The relevance_profile property returns the softmax-normalized per-feature weights, identifying which features are most important for the one-class boundary.

OCDKGMLVQ

One-class classification with exponential kernel distance and a learned transformation matrix \(\hat\Omega\).

from prosemble.models import OCDKGMLVQ

model = OCDKGMLVQ(
    n_prototypes=3,
    max_iter=100,
    lr=0.01,
    latent_dim=None,
    omega_hat_scale=0.1,
    target_label=0,
    random_seed=42,
)
model.fit(X, y)

scores = model.decision_function(X)
print(f"Omega hat shape: {model.omega_hat_matrix.shape}")
print(f"Lambda hat (PSD): {model.lambda_hat_matrix.shape}")

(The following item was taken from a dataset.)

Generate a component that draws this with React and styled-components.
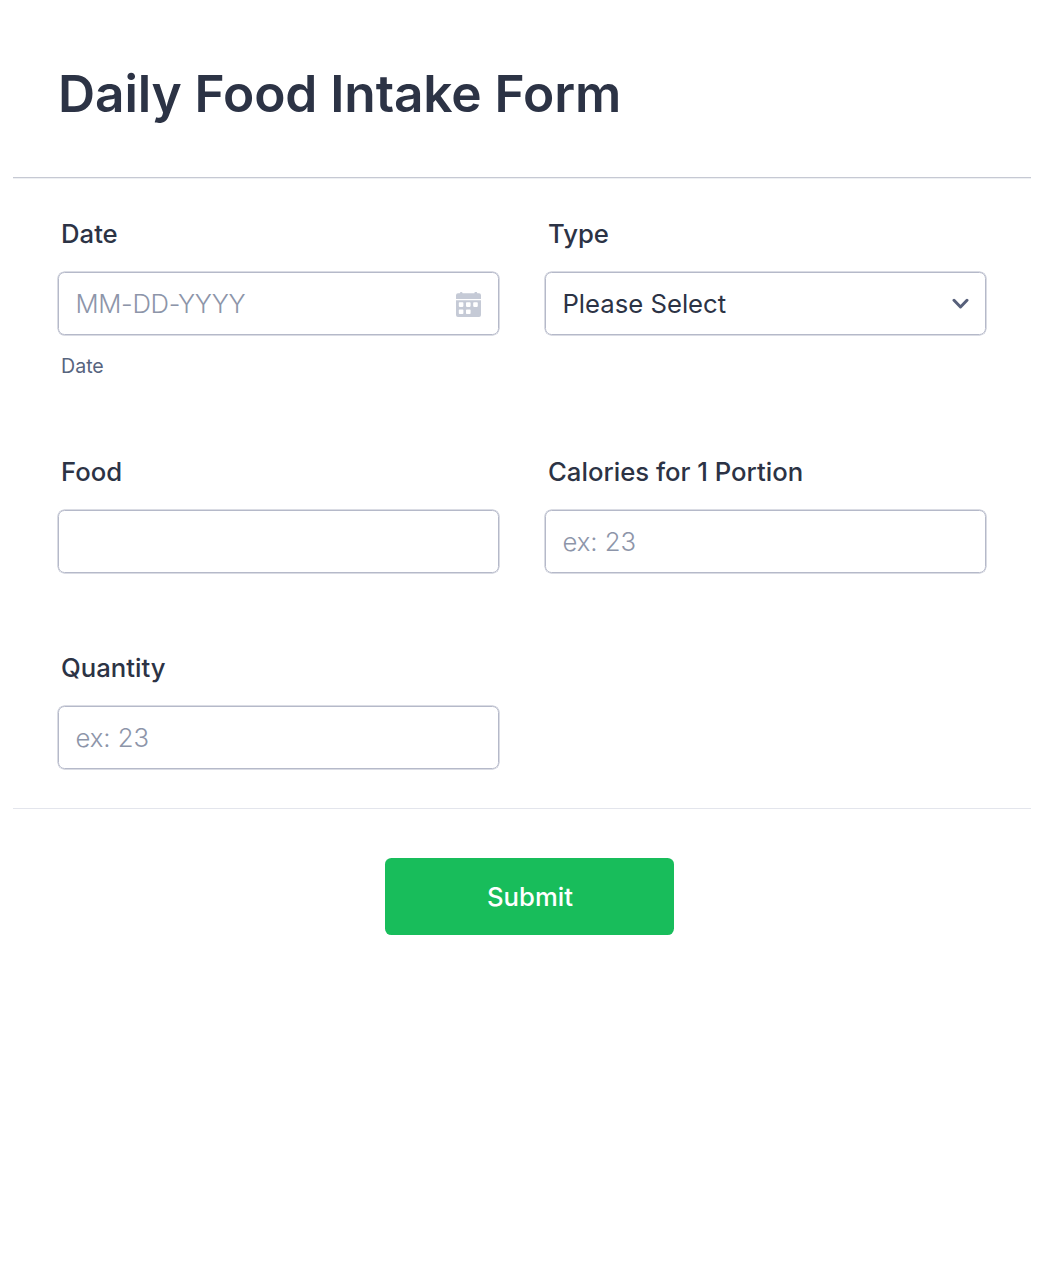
import React from 'react';
import styled, { createGlobalStyle } from 'styled-components';

const GlobalStyle = createGlobalStyle`
  :root {
    --ink: #2c3345;
    --muted: #57647e;
    --placeholder: #8d95a9;
    --border: #b5b9c9;
    --green: #18bd5b;
  }

  *,
  *::before,
  *::after {
    box-sizing: border-box;
  }

  body {
    margin: 0;
    background: #fff;
    color: var(--ink);
    font-family: Inter, sans-serif;
  }
`;

const Form = styled.form`
  min-height: 1285px;
  padding: 0 13px;
`;

const Header = styled.header`
  height: 178px;
  padding: 62px 45px 0;
  border-bottom: 1px solid #c6c9d3;
  box-shadow: 0 0.4px 0 #d5d8e0;
`;

const Title = styled.h1`
  margin: 0;
  font-size: 51.4px;
  font-weight: 600;
  letter-spacing: -0.1px;
  line-height: 62px;
`;

const Fields = styled.div`
  display: grid;
  grid-template-columns: 441px 441px;
  column-gap: 46px;
  padding: 40px 45px 39px;
`;

const FieldGroup = styled.div`
  padding-bottom: ${props => props.$space || 0}px;
`;

const Label = styled.label`
  display: block;
  margin: 0 0 23px 3px;
  font-size: 25.7px;
  font-weight: 500;
  line-height: 31px;
`;

const Control = styled.div`
  display: flex;
  align-items: center;
  height: 63px;
  padding: 0 ${props => props.$end || 17}px 0 16.4px;
  border: 1px solid var(--border);
  border-radius: 6.4px;
  box-shadow: 0 0 0 0.5px var(--border);
`;

const Input = styled.input`
  flex: 1;
  min-width: 0;
  height: 100%;
  padding: 0;
  border: 0;
  outline: 0;
  background: transparent;
  color: var(--ink);
  font: 300 25.7px Inter, sans-serif;
  letter-spacing: ${props => props.$tracking || 0}px;

  &::placeholder {
    color: var(--placeholder);
    opacity: 1;
  }
`;

const Select = styled.select`
  flex: 1;
  min-width: 0;
  height: 100%;
  padding: 0;
  border: 0;
  outline: 0;
  appearance: none;
  background: transparent;
  color: var(--ink);
  font: 400 25.7px Inter, sans-serif;
`;

const SubLabel = styled.span`
  display: block;
  margin: 19px 0 0 3px;
  color: var(--muted);
  font-size: 19.6px;
  line-height: 24px;
`;

const Footer = styled.footer`
  display: flex;
  justify-content: center;
  padding: 49px 0 0 15.9px;
  border-top: 1px solid #e3e5ec;
`;

const SubmitButton = styled.button`
  width: 289px;
  height: 77px;
  padding: 0;
  border: 0;
  border-radius: 6.4px;
  background: var(--green);
  color: #fff;
  font: 500 25.7px Inter, sans-serif;
`;

const CalendarSvg = styled.svg`
  flex: none;
  margin-top: 2px;
`;

const CalendarIcon = () => (
  <CalendarSvg width="25" height="25" viewBox="0 0 25 25" fill="#c5cad6">
    <path d="M5.2 0a1.4 1.4 0 0 1 1.4 1.2h11.8a1.4 1.4 0 0 1 2.8 0H23a2 2 0 0 1 2 2V7H0V3.200a2 2 0 0 1 2-2h1.800A1.400 1.400 0 0 1 5.200 0z" />
    <path
      fillRule="evenodd"
      d="M0 8.300h25V23a2 2 0 0 1-2 2H2a2 2 0 0 1-2-2zM3.600 10.300a.8.8 0 0 0-.8.8v3a.8.8 0 0 0 .8.8h3a.8.8 0 0 0 .8-.8v-3a.8.8 0 0 0-.8-.8zM10.800 10.300a.8.8 0 0 0-.8.8v3a.8.8 0 0 0 .8.8h3a.8.8 0 0 0 .8-.8v-3a.8.8 0 0 0-.8-.8zM18 10.300a.8.8 0 0 0-.8.8v3a.8.8 0 0 0 .8.8h3a.8.8 0 0 0 .8-.8v-3a.8.8 0 0 0-.8-.8zM3.600 17.400a.8.8 0 0 0-.8.8v3a.8.8 0 0 0 .8.8h3a.8.8 0 0 0 .8-.8v-3a.8.8 0 0 0-.8-.8zM10.800 17.400a.8.8 0 0 0-.8.8v3a.8.8 0 0 0 .8.8h3a.8.8 0 0 0 .8-.8v-3a.8.8 0 0 0-.8-.8z"
    />
  </CalendarSvg>
);

const ChevronIcon = () => (
  <svg
    width="17"
    height="12"
    viewBox="0 0 17 12"
    fill="none"
    stroke="#57607a"
    strokeWidth="3"
    strokeLinecap="round"
    strokeLinejoin="round"
  >
    <path d="M2 2.300l6.500 6.700L15 2.300" />
  </svg>
);

const App = () => {
  return (
    <>
      <GlobalStyle />
      <Form onSubmit={e => e.preventDefault()}>
        <Header>
          <Title>Daily Food Intake Form</Title>
        </Header>
        <Fields>
          <FieldGroup $space={78}>
            <Label htmlFor="date">Date</Label>
            <Control>
              <Input id="date" placeholder="MM-DD-YYYY" $tracking={-0.3} />
              <CalendarIcon />
            </Control>
            <SubLabel>Date</SubLabel>
          </FieldGroup>
          <FieldGroup>
            <Label htmlFor="type">Type</Label>
            <Control $end={16}>
              <Select id="type">
                <option>Please Select</option>
              </Select>
              <ChevronIcon />
            </Control>
          </FieldGroup>
          <FieldGroup $space={79}>
            <Label htmlFor="food">Food</Label>
            <Control>
              <Input id="food" />
            </Control>
          </FieldGroup>
          <FieldGroup>
            <Label htmlFor="calories">Calories for 1 Portion</Label>
            <Control>
              <Input id="calories" placeholder="ex: 23" />
            </Control>
          </FieldGroup>
          <FieldGroup>
            <Label htmlFor="quantity">Quantity</Label>
            <Control>
              <Input id="quantity" placeholder="ex: 23" />
            </Control>
          </FieldGroup>
        </Fields>
        <Footer>
          <SubmitButton type="submit">Submit</SubmitButton>
        </Footer>
      </Form>
    </>
  );
};

export default App;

Supervised Models with Neural Gas

The supervised DK-NG variants combine differentiating kernel distances with Neural Gas class-aware neighborhood cooperation. All same-class prototypes participate in the loss, weighted by their distance rank:

\[h_k = \exp\left(-\frac{\text{rank}_k}{\gamma}\right), \quad \text{only for } \text{label}(w_k) = \text{label}(x)\]

where \(\gamma\) decays during training from gamma_init to gamma_final, and the GLVQ margin is computed per prototype:

\[\mu_k = \frac{d_\kappa(x, w_k) - d^-}{d_\kappa(x, w_k) + d^-}\]

with \(d^-\) being the nearest different-class prototype distance.

from prosemble.models import DKGLVQ_NG

model = DKGLVQ_NG(
    n_prototypes_per_class=3,
    max_iter=100,
    lr=0.01,
    sigma_init='median',
    gamma_init=1.5,
    gamma_final=0.01,
    random_seed=42,
)
model.fit(X, y)
preds = model.predict(X)
print(f"Final gamma: {model.gamma_}")

The relevance-weighted variant (DKGRLVQ_NG) adds per-feature relevance weights, while the matrix variant (DKGMLVQ_NG) uses exponential kernel distance with learnable \(\hat\Omega\) transformation.

One-Class Models with Neural Gas

The OC-DK-NG variants extend the one-class kernel models with Neural Gas neighborhood cooperation. Instead of only the nearest prototype contributing to the loss, all prototypes participate weighted by their distance rank:

\[h_k = \exp\left(-\frac{\text{rank}_k}{\gamma}\right)\]

where \(\gamma\) decays during training from gamma_init to gamma_final.

from prosemble.models import OCDKGLVQ_NG

model = OCDKGLVQ_NG(
    n_prototypes=3,
    max_iter=100,
    lr=0.01,
    sigma_init='median',
    gamma_init=1.5,
    gamma_final=0.01,
    target_label=0,
    random_seed=42,
)
model.fit(X, y)
print(f"Final gamma: {model.gamma_}")

The relevance-weighted variant (OCDKGRLVQ_NG) and matrix variant (OCDKGMLVQ_NG) follow the same pattern, combining their respective kernel distances with NG cooperation.

Unsupervised Models

The unsupervised kernel models use the Gaussian kernel distance for prototype ranking and BMU selection, but \(\sigma\) is a fixed hyperparameter (not learned). Prototypes live in the original data space — only the distance metric changes.

DKNeuralGas

Neural Gas with Gaussian kernel distance for ranking.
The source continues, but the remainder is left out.